From the editor: Falling on deaf ears [Gas in Transition]

The European Commission (EC) unveiled its much-anticipated Fit for Package legislative proposal on July 14, seeking to overhaul EU regulation so that it aligns with the bloc’s target of reducing greenhouse gas emissions by 55% by 2030.

The impact these changes will have on gas production and demand is discussed in more depth in the article 'European gas producers face higher carbon costs'. The sector will bear greater carbon costs, but there are some positives. Proposed adjustments to the EU emissions trading system will make coal-fired energy even less competitive, creating opportunities for gas-based power to displace it in some markets. The inclusion of shipping in the carbon market is a clear boon for LNG, as the super-cooled gas is the only low-carbon fuel demonstrated as commercially viable.

In road transport, though, the EC has proposed rules that could effectively bar natural gas and biogas from having any meaningful role in decarbonisation.

The sector, along with construction, will be governed by a separate but adjacent ETS due to go live in 2025. But this system only considers tailpipe emissions, rather than emissions across the value chain. When emissions across the chain are considered, using biogas can be carbon neutral or even carbon negative. But at the tailpipe, it obviously falls short of electric vehicles.

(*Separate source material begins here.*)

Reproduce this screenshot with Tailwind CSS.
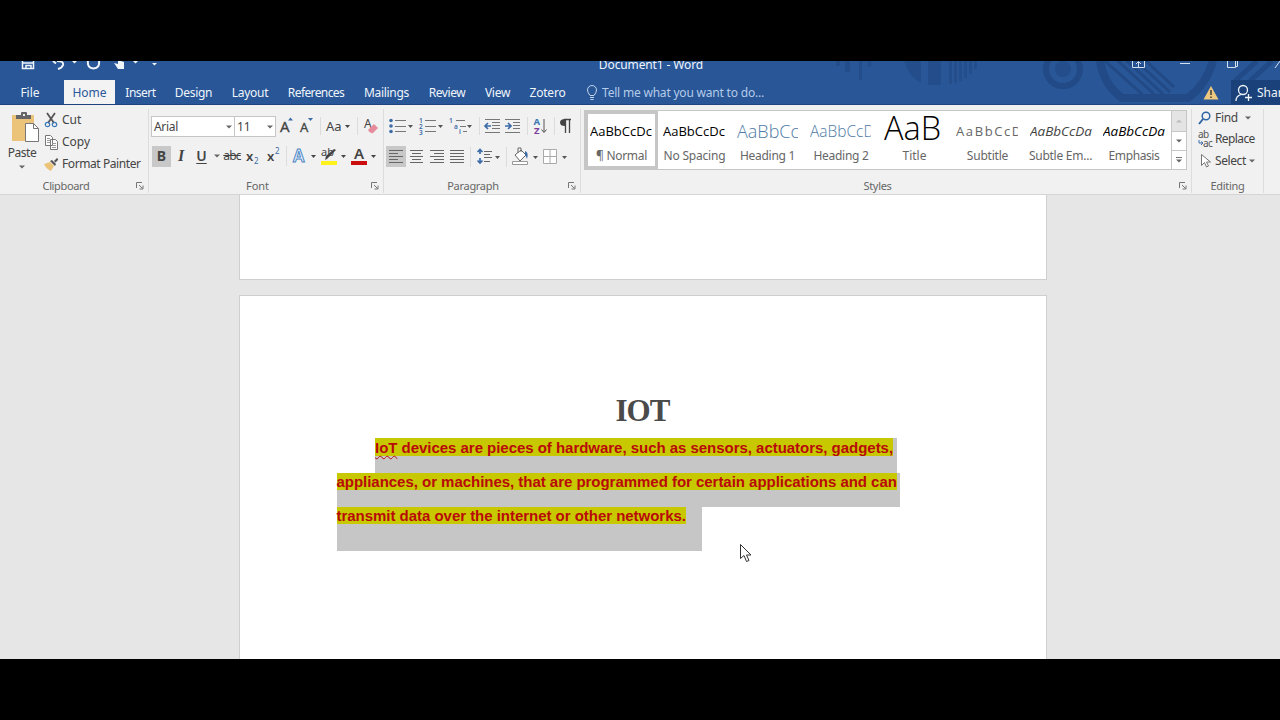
<!DOCTYPE html>
<html lang="en">
  <head>
    <meta charset="UTF-8" />
    <title>Document1 - Word</title>
    <script src="https://cdn.jsdelivr.net/npm/@tailwindcss/browser@4"></script>
  </head>
  <body class="bg-black w-[1280px] h-[720px] overflow-hidden py-[61px] font-['Noto_Sans',sans-serif] text-[12px] text-[#444]">
    <!-- shared symbols -->
    <svg class="hidden">
      <symbol id="caret" viewBox="0 0 6 4"><path d="M0 0.5h6L3 3.5z" fill="#666" /></symbol>
      <symbol id="launcher" viewBox="0 0 8 8"><path d="M0.5 6V0.5H6M3 3l3.5 3.5M7 3.5V7H3.5" fill="none" stroke="#777" /></symbol>
    </svg>

    <div class="h-[598px] flex flex-col overflow-hidden bg-[#e6e6e6]">
      <!-- title bar + tabs -->
      <header class="relative h-[44px] shrink-0 bg-[#285697] border-b border-[#1f4280] text-[#f0f5fb] overflow-hidden">
        <svg class="absolute left-[820px] top-0" width="460" height="43" fill="#234e8b">
          <path d="M16 0h4v5h-4zM25 0h5v11h-5zM39 0h3v19h-3zM48 0h3v6h-3z" />
          <path d="M84 0h17v22q-12-6-17-22zM108 0h13v24h-13zM129 0h3v23h-3zM134 0h3v22h-3zM139 0h3v20h-3zM144 0h3v17h-3zM149 0h3v13h-3zM154 0h3v8h-3z" />
          <circle cx="243" cy="8" r="17" fill="none" stroke="#214a86" stroke-width="6" />
          <circle cx="243" cy="8" r="8" />
          <path d="M280 0q4 24 22 37h66q18-13 25-37" fill="none" stroke="#214a86" stroke-width="8" />
          <path d="M285 0l37 33M298 0l36 33M307 0l36 33M316 0l34 31M326 0l28 26" stroke="#214a86" stroke-width="3" />
          <path d="M415 20l22-20M430 20l22-20" stroke="#214a86" stroke-width="5" />
        </svg>
        <div class="relative flex h-[19px]">
          <svg width="598" height="19" fill="none" stroke="#f0f5fb" stroke-width="1.5">
            <path d="M22.500 0v7.500h11V0M22.500 2h11M26 7.500v-3h5v3" />
            <path d="M53 0l3 2.500M57 0q7 0 6 4q-1 3-5 4" stroke-width="2" />
            <path d="M72 0h5l-2.500 2.500zM133 0h5l-2.500 2.500zM152 2h5l-2.500 2.500z" fill="#f0f5fb" stroke="none" />
            <path d="M88 0q-1 7 5.500 7.500Q100 7 99 0" stroke-width="2" />
            <path d="M118 0v3l-4-1 4 6h6V1l-3-1z" fill="#f0f5fb" stroke="none" />
          </svg>
          <div class="w-[106px] -mt-[5px] leading-[18px] text-center whitespace-nowrap tracking-[-0.12px]">Document1 - Word</div>
          <svg class="ml-auto" width="160" height="19" fill="none" stroke="#d5e0ef">
            <path d="M12.500 0v6.500h12V0M18.500 6V1M16 3l2.500-2.500L21 3M60 2.500h10M107.500 0v6.500h8V0M117.500 0v5.500h-2M155 7l5-7" />
          </svg>
        </div>
        <nav class="relative flex h-[25px] items-center leading-[26px] whitespace-nowrap text-center">
          <div class="w-[60px]">File</div>
          <div class="ml-1 w-[51px] h-[25px] leading-[26px] bg-[#f3f3f3] text-[#2b579a]">Home</div>
          <div class="w-[51px] tracking-[-0.5px]">Insert</div>
          <div class="w-[55px] tracking-[-0.3px]">Design</div>
          <div class="w-[58px] tracking-[-0.3px]">Layout</div>
          <div class="w-[74px] tracking-[-0.6px]">References</div>
          <div class="w-[67px] tracking-[-0.3px]">Mailings</div>
          <div class="w-[54px] tracking-[-0.4px]">Review</div>
          <div class="w-[47px] tracking-[-0.3px]">View</div>
          <div class="w-[53px] tracking-[-0.2px]">Zotero</div>
          <svg class="ml-3" width="16" height="18" fill="none" stroke="#c4d6ee"><path d="M4 11.500Q1.500 8.500 1.500 6a4.500 4.500 0 0 1 9 0q0 2.500-2.500 5.500zM4 13.500h4M4.500 15.500h3" /></svg>
          <div class="text-[#b5cbe9] tracking-[-0.2px]">Tell me what you want to do...</div>
          <svg class="ml-auto mr-3" width="16" height="16"><path d="M8 1L15.500 14.500H0.500z" fill="#edc87e" /><path d="M8 5v5M8 11.500v1.500" stroke="#333" stroke-width="1.400" /></svg>
          <div class="w-[49px] h-[25px] bg-[#1a4179] flex items-center overflow-hidden shrink-0">
            <svg class="ml-1 mr-[5px] shrink-0" width="17" height="18" fill="none" stroke="#f0f5fb" stroke-width="1.300"><circle cx="8" cy="6" r="4.500" /><path d="M1 17q0-5 5-6.500M10 13.500h7M13.500 10v7" /></svg>
            Share
          </div>
        </nav>
      </header>

      <!-- ribbon -->
      <section class="flex h-[90px] shrink-0 bg-[#f1f1f1] border-b border-[#d5d5d5] whitespace-nowrap">
        <!-- clipboard -->
        <div class="w-[149px] border-r border-[#dcdcdc] mt-1 mb-px flex flex-col justify-between">
          <div class="flex h-[66px]">
            <div class="w-[44px] flex flex-col items-center">
              <svg class="ml-1 mt-[2px] shrink-0" width="30" height="32">
                <path d="M3 4h22v26H3z" fill="#ebc479" />
                <path d="M7 4h5V2q0-1 1-1h4q1 0 1 1v2h4v4H7z" fill="#666" /><path d="M14 3h2v2h-2z" fill="#eee" />
                <path d="M16.500 12.500h8l5 5v13h-13z" fill="#fff" stroke="#777" /><path d="M24.500 12.500v5h5" fill="none" stroke="#777" />
              </svg>
              <span class="leading-[20px] tracking-[-0.5px]">Paste</span>
              <svg class="mt-[2px] shrink-0" width="6" height="4"><use href="#caret" /></svg>
            </div>
            <div class="flex flex-col leading-[22px]">
              <div class="flex items-center gap-1 h-[22px]">
                <svg width="14" height="16" fill="none" stroke="#555" stroke-width="1.800"><path d="M3 1l7 10M11 1L4 11" /><circle cx="3.500" cy="12.500" r="2.200" stroke="#3c78b4" stroke-width="1.200" /><circle cx="10.500" cy="12.500" r="2.200" stroke="#3c78b4" stroke-width="1.200" /></svg>
                Cut
              </div>
              <div class="flex items-center gap-1 h-[22px]">
                <svg width="14" height="16" fill="#fff" stroke="#777"><path d="M1.500 1.500h5l2 2v8h-7zM6.500 5.500h5l2 2v8h-7z" /><path d="M3 4.500h3M3 6.500h3M3 8.500h3M8 9.500h4M8 11.500h4M8 13.500h4" stroke="#999" /></svg>
                Copy
              </div>
              <div class="flex items-center gap-1 h-[23px] tracking-[-0.42px]">
                <svg width="14" height="16"><path d="M0 8l6-2 4 4-3 5Q2 13 0 8z" fill="#ebc479" /><path d="M6 5l2-1 4 4-1 2zM10 5l3-3 1.500 1.500-3 3z" fill="#555" /></svg>
                Format Painter
              </div>
            </div>
          </div>
          <div class="flex items-center text-[11px] leading-[14px] text-[#666]"><span class="w-[132px] text-center tracking-[-0.35px]">Clipboard</span><svg class="ml-1" width="8" height="8"><use href="#launcher" /></svg></div>
        </div>

        <!-- font -->
        <div class="w-[235px] border-r border-[#dcdcdc] mt-1 mb-px flex flex-col justify-between">
          <div>
            <div class="flex items-center h-[20px] mt-[7px] pl-[2px]">
              <div class="w-[84px] h-[21px] bg-white border border-[#c6c6c6] flex items-center justify-between pl-[2px] pr-[2px] pt-px tracking-[-0.3px]">Arial<svg width="6" height="4"><use href="#caret" /></svg></div>
              <div class="w-[42px] -ml-px h-[21px] bg-white border border-[#c6c6c6] flex items-center justify-between pl-[2px] pr-[2px] pt-px">11<svg width="6" height="4"><use href="#caret" /></svg></div>
              <svg width="104" height="20" fill="#444" font-family="Noto Sans">
                <text x="4" y="16" font-size="15" stroke="#444" stroke-width="0.3">A</text><path d="M12 4.500h5L14.500 1.500z" fill="#3c6ca8" />
                <text x="24" y="16" font-size="13" stroke="#444" stroke-width="0.3">A</text><path d="M32 2h5l-2.500 3z" fill="#3c6ca8" />
                <path d="M44.500 1v18M81.500 1v18" stroke="#dcdcdc" />
                <text x="50" y="15" font-size="13">Aa</text><path d="M69 9h5l-2.500 3z" />
                <text x="88" y="12" font-size="12">A</text><path d="M92 14l6-6 4 4-5 5q-3 1-5-3z" fill="#e58b9c" />
              </svg>
            </div>
            <div class="flex items-center h-[22px] mt-[9px] pl-[3px]">
              <div class="w-[19px] h-[21px] bg-[#c8c8c8] text-center font-bold text-[14px] leading-[20px]">B</div>
              <div class="w-[20px] text-center font-['Liberation_Serif',serif] font-bold italic text-[16px] leading-[20px]">I</div>
              <div class="w-[21px] text-center font-semibold text-[14px] leading-[18px] underline underline-offset-2">U</div>
              <svg class="mx-[2px]" width="6" height="4"><use href="#caret" /></svg>
              <div class="w-[20px] text-center line-through tracking-[-0.8px]">abc</div>
              <svg width="141" height="22" fill="#444" font-family="Noto Sans">
                <text x="4" y="16" font-size="13" font-weight="600">x</text><text x="12" y="19" font-size="8" fill="#3c6ca8">2</text>
                <text x="25" y="16" font-size="13" font-weight="600">x</text><text x="33" y="9" font-size="8" fill="#3c6ca8">2</text>
                <path d="M44.500 1v20" stroke="#dcdcdc" />
                <text x="51" y="17" font-size="17" font-weight="600" fill="#f4f8fc" stroke="#4b86c6">A</text><path d="M69 10h5l-2.500 3z" />
                <text x="79" y="11" font-size="11">ab</text><path d="M94 5l-9 9-2 1 1-4 8-7z" /><path d="M79 16h16v4H79z" fill="#fff21c" /><path d="M99 10h5l-2.500 3z" />
                <text x="112" y="14" font-size="15" font-weight="600">A</text><path d="M109 16h16v4h-16z" fill="#cc0d0d" /><path d="M129 10h5l-2.500 3z" />
              </svg>
            </div>
          </div>
          <div class="flex items-center text-[11px] leading-[14px] text-[#666]"><span class="w-[217px] text-center">Font</span><svg class="ml-[5px]" width="8" height="8"><use href="#launcher" /></svg></div>
        </div>

        <!-- paragraph -->
        <div class="w-[197px] border-r border-[#dcdcdc] mt-1 mb-px flex flex-col justify-between">
          <div>
            <svg class="mt-[7px]" width="195" height="20" fill="none" stroke="#777">
              <path d="M11 4.500h11M11 10.500h11M11 15.500h11M41 4.500h11M41 10.500h11M41 15.500h11M72 4.500h9M76 10.500h6M79 15.500h4" />
              <g fill="#3c6ca8" stroke="none"><circle cx="7" cy="4.500" r="1.800" /><circle cx="7" cy="10" r="1.800" /><circle cx="7" cy="15.500" r="1.800" /></g>
              <g fill="#3c6ca8" stroke="none" font-family="Noto Sans" font-weight="600" font-size="6.500"><text x="35" y="6.500">1</text><text x="35" y="12.500">2</text><text x="35" y="18.500">3</text><text x="65" y="6.500">1</text><text x="70" y="12.500">a</text><text x="75" y="18">i</text></g>
              <path d="M24 9h5l-2.500 3zM54 9h5l-2.500 3zM83 9h5l-2.500 3z" fill="#555" stroke="none" />
              <path d="M95.500 1v18M143.500 1v18M170.500 1v18" stroke="#dcdcdc" />
              <path d="M101 3.500h15M108 6.500h8M108 9.500h8M108 12.500h8M101 16.500h15M121 3.500h15M129 6.500h7M129 9.500h7M129 12.500h7M121 16.500h15" />
              <path d="M107 10h-6M104 7l-3 3 3 3M121 10h6M124 7l3 3-3 3" stroke="#3c6ca8" stroke-width="1.700" />
              <g stroke="none" font-family="Noto Sans" font-size="9.500" font-weight="700"><text x="149.500" y="9" fill="#3c78b4">A</text><text x="150" y="18" fill="#7b3c9b">Z</text></g>
              <path d="M160 3v13M157.500 13.500l2.500 3 2.500-3" stroke="#555" />
              <path d="M181.500 3v14M185.500 3v14M180 3.500h7" stroke="#444" stroke-width="1.300" /><path d="M181 3q-5 0-5 3.500t5 3.500z" fill="#444" stroke="none" />
            </svg>
            <svg class="mt-[10px]" width="195" height="22" fill="none" stroke="#666">
              <path d="M2 0h20v21H2z" fill="#c8c8c8" stroke="none" />
              <path d="M5 4.500h14M5 7.500h9M5 10.500h14M5 13.500h9M5 16.500h14M26 4.500h13M28 7.500h9M26 10.500h13M28 13.500h9M26 16.500h13M46 4.500h14M50 7.500h10M46 10.500h14M50 13.500h10M46 16.500h14M66 4.500h14M66 7.500h14M66 10.500h14M66 13.500h14M66 16.500h14" />
              <path d="M86.500 1v20M122.500 1v20" stroke="#dcdcdc" />
              <path d="M96 3v5M96 12v5M93.500 6L96 3.500 98.500 6M93.500 14.500L96 17l2.500-2.500" stroke="#3c6ca8" stroke-width="1.700" />
              <path d="M100 5.500h8M100 8.500h6M100 11.500h8M100 15.500h6" />
              <path d="M111 10h5l-2.500 3zM149 10h5l-2.500 3zM178 10h5l-2.500 3z" fill="#555" stroke="none" />
              <path d="M131 9l6-5 5 5-6 6zM134 7V2h3v4" fill="#fff" /><path d="M141 5q4 1 2 8l-2-5z" fill="#3c6ca8" stroke="none" /><path d="M128.500 15.500h15v3h-15z" fill="#fff" stroke="#999" />
              <path d="M159.500 3.500h13v14h-13zM166 4v13M160 10.500h12" fill="#fff" stroke="#aaa" />
            </svg>
          </div>
          <div class="flex items-center text-[11px] leading-[14px] text-[#666]"><span class="w-[178px] text-center tracking-[-0.3px]">Paragraph</span><svg class="ml-[6px]" width="8" height="8"><use href="#launcher" /></svg></div>
        </div>

        <!-- styles -->
        <div class="w-[611px] border-r border-[#dcdcdc] mt-1 mb-px flex flex-col justify-between">
          <div class="flex ml-[3px] mt-[1px] w-[603px] h-[60px] bg-white border border-[#c6c6c6] text-center text-[#666]">
            <div class="w-[73px] border-[3px] border-[#c6c6c6]">
              <div class="w-[62px] ml-[2px] h-[33px] leading-[34px] overflow-hidden text-left text-black font-['Open_Sans',sans-serif] text-[13px]">AaBbCcDc</div>
              <div class="leading-[18px] tracking-[-0.3px]">¶ Normal</div>
            </div>
            <div class="w-[73px] pt-[3px]">
              <div class="w-[62px] ml-[5px] h-[33px] leading-[34px] overflow-hidden text-left text-black font-['Open_Sans',sans-serif] text-[13px]">AaBbCcDc</div>
              <div class="leading-[18px] tracking-[-0.2px]">No Spacing</div>
            </div>
            <div class="w-[73px] pt-[3px]">
              <div class="w-[61px] ml-[6px] h-[33px] leading-[34px] overflow-hidden text-left text-[#4f7ba6] font-['Open_Sans',sans-serif] font-light text-[18px]">AaBbCc</div>
              <div class="leading-[18px] tracking-[-0.3px]">Heading 1</div>
            </div>
            <div class="w-[74px] pt-[3px]">
              <div class="w-[61px] ml-[6px] h-[33px] leading-[34px] overflow-hidden text-left text-[#4f7ba6] font-['Open_Sans',sans-serif] font-light text-[15.5px]">AaBbCcD</div>
              <div class="leading-[18px] tracking-[-0.3px]">Heading 2</div>
            </div>
            <div class="w-[73px] pt-[3px]">
              <div class="w-[58px] ml-[6px] h-[33px] leading-[27px] overflow-hidden text-left text-black font-['Open_Sans',sans-serif] font-light text-[32.5px]">AaB</div>
              <div class="leading-[18px]">Title</div>
            </div>
            <div class="w-[73px] pt-[3px]">
              <div class="w-[62px] ml-[5px] h-[33px] leading-[34px] overflow-hidden text-left text-[#666] font-['Open_Sans',sans-serif] text-[13px] tracking-[1.6px]">AaBbCcD</div>
              <div class="leading-[18px] tracking-[-0.2px]">Subtitle</div>
            </div>
            <div class="w-[73px] pt-[3px]">
              <div class="w-[62px] ml-[6px] h-[33px] leading-[34px] overflow-hidden text-left text-[#444] font-['Open_Sans',sans-serif] italic text-[13.5px]">AaBbCcDa</div>
              <div class="leading-[18px] tracking-[-0.25px]">Subtle Em...</div>
            </div>
            <div class="w-[74px] pt-[3px]">
              <div class="w-[62px] ml-[6px] h-[33px] leading-[34px] overflow-hidden text-left text-black font-['Open_Sans',sans-serif] italic text-[13.5px]">AaBbCcDa</div>
              <div class="leading-[18px] tracking-[-0.4px]">Emphasis</div>
            </div>
            <div class="w-[15px] border-l border-[#c6c6c6] flex flex-col">
              <div class="h-[20px] bg-[#e4e4e4] flex items-center justify-center"><svg class="rotate-180 opacity-30" width="6" height="4"><use href="#caret" /></svg></div>
              <div class="h-[20px] border-y border-[#c6c6c6] flex items-center justify-center"><svg width="6" height="4"><use href="#caret" /></svg></div>
              <div class="h-[18px] flex flex-col gap-px items-center justify-center"><div class="w-[6px] h-px bg-[#777]"></div><svg width="6" height="4"><use href="#caret" /></svg></div>
            </div>
          </div>
          <div class="flex items-center text-[11px] leading-[14px] text-[#666]"><span class="w-[593px] text-center tracking-[-0.3px]">Styles</span><svg class="ml-[5px]" width="8" height="8"><use href="#launcher" /></svg></div>
        </div>

        <!-- editing -->
        <div class="w-[72px] border-r border-[#dcdcdc] mt-1 mb-px flex flex-col justify-between">
          <div>
            <div class="flex items-center h-[18px] gap-[3px] pl-[6px]">
              <svg width="14" height="14" fill="none" stroke="#2f65a5"><circle cx="8" cy="5" r="3.800" stroke-width="1.500" /><path d="M5 8l-4 5" stroke-width="2" /></svg>
              <span class="tracking-[-0.3px]">Find</span>
              <svg class="ml-1" width="6" height="4"><use href="#caret" /></svg>
            </div>
            <div class="flex items-center h-[24px] gap-[2px] pl-[6px] tracking-[-0.6px]">
              <svg width="15" height="18" font-family="Noto Sans" font-size="10"><text x="0" y="8" fill="#555">ab</text><text x="5" y="17" fill="#555">ac</text><path d="M1 10v3h4M3 11.500l2 1.500-2 2" fill="none" stroke="#3c6ca8" /></svg>
              Replace
            </div>
            <div class="flex items-center h-[19px] gap-[3px] pl-[6px]">
              <svg width="14" height="16" fill="#fff" stroke="#777"><path d="M3.500 1.500v11l3-3 2 4.500 2-1-2-4h4z" /></svg>
              <span class="tracking-[-0.4px]">Select</span>
              <svg width="6" height="4"><use href="#caret" /></svg>
            </div>
          </div>
          <div class="text-[11px] leading-[14px] text-[#666] text-center tracking-[-0.3px]">Editing</div>
        </div>
      </section>

      <!-- document -->
      <main class="relative flex-1 flex flex-col items-center gap-[15px] pl-[6px] overflow-hidden">
        <div class="w-[808px] h-[85px] shrink-0 bg-white border border-t-0 border-[#cfcfcf]"></div>
        <div class="w-[808px] h-[420px] shrink-0 bg-white border border-[#cfcfcf] pl-[96.5px] whitespace-nowrap">
          <h1 class="mt-[96px] w-[612px] text-center font-['Liberation_Serif',serif] font-bold text-[31px] tracking-[-0.9px] leading-[37px] text-[#4a4a4a]">IOT</h1>
          <div class="mt-[9px] font-['Liberation_Sans',sans-serif] font-bold text-[15px] tracking-[-0.03px] text-[#b80a0a] flex flex-col items-start">
            <div class="ml-[38.5px] h-[35px] w-[522px] bg-[#c6c6c6]"><div class="w-[518px] h-[18px] leading-[19px] bg-[#c8c800]"><span class="underline decoration-wavy decoration-[0.5px] decoration-[#b80a0a] underline-offset-[2px]">IoT</span> devices are pieces of hardware, such as sensors, actuators, gadgets,</div></div>
            <div class="h-[34px] w-[563.5px] bg-[#c6c6c6]"><div class="w-[560px] h-[17px] leading-[18px] bg-[#c8c800]">appliances, or machines, that are programmed for certain applications and can</div></div>
            <div class="h-[44px] w-[365px] bg-[#c6c6c6]"><div class="w-[349px] h-[17px] leading-[18px] bg-[#c8c800]">transmit data over the internet or other networks.</div></div>
          </div>
        </div>
        <!-- mouse pointer -->
        <svg class="absolute left-[739px] top-[348px]" width="14" height="21" fill="#fff" stroke="#333"><path d="M1.500 1.500v14l3.500-3 2.500 6 2.500-1-2.500-5.500h4.500z" /></svg>
      </main>
    </div>
  </body>
</html>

What is more, the system fails to consider how the power used in electric vehicles is produced. In Norway, where over half of cars are now electric, power is generated almost completely at hydroelectric dams. But few nations boast such low-carbon credentials. In Poland, where the number of electric vehicles is also bizarrely on the rise, 80% of national power comes from burning coal, and so driving these cars leads to more emissions.

In the EU as a whole, renewables only accounted for 38% of power generation last year, while the rest was sourced from gas, coal, and other sources that emit CO2.

There are also emissions from the manufacture of an electric car to consider, including from the energy-intensive process of extracting lithium for their batteries. And then there is the added environmental cost from having to carefully dismantle those batteries and dispose of their materials after they are worn out. Worse still, EU policy could encourage motorists to buy new electric vehicles even when they could produce less emissions by keeping their existing, conventional models for many more years.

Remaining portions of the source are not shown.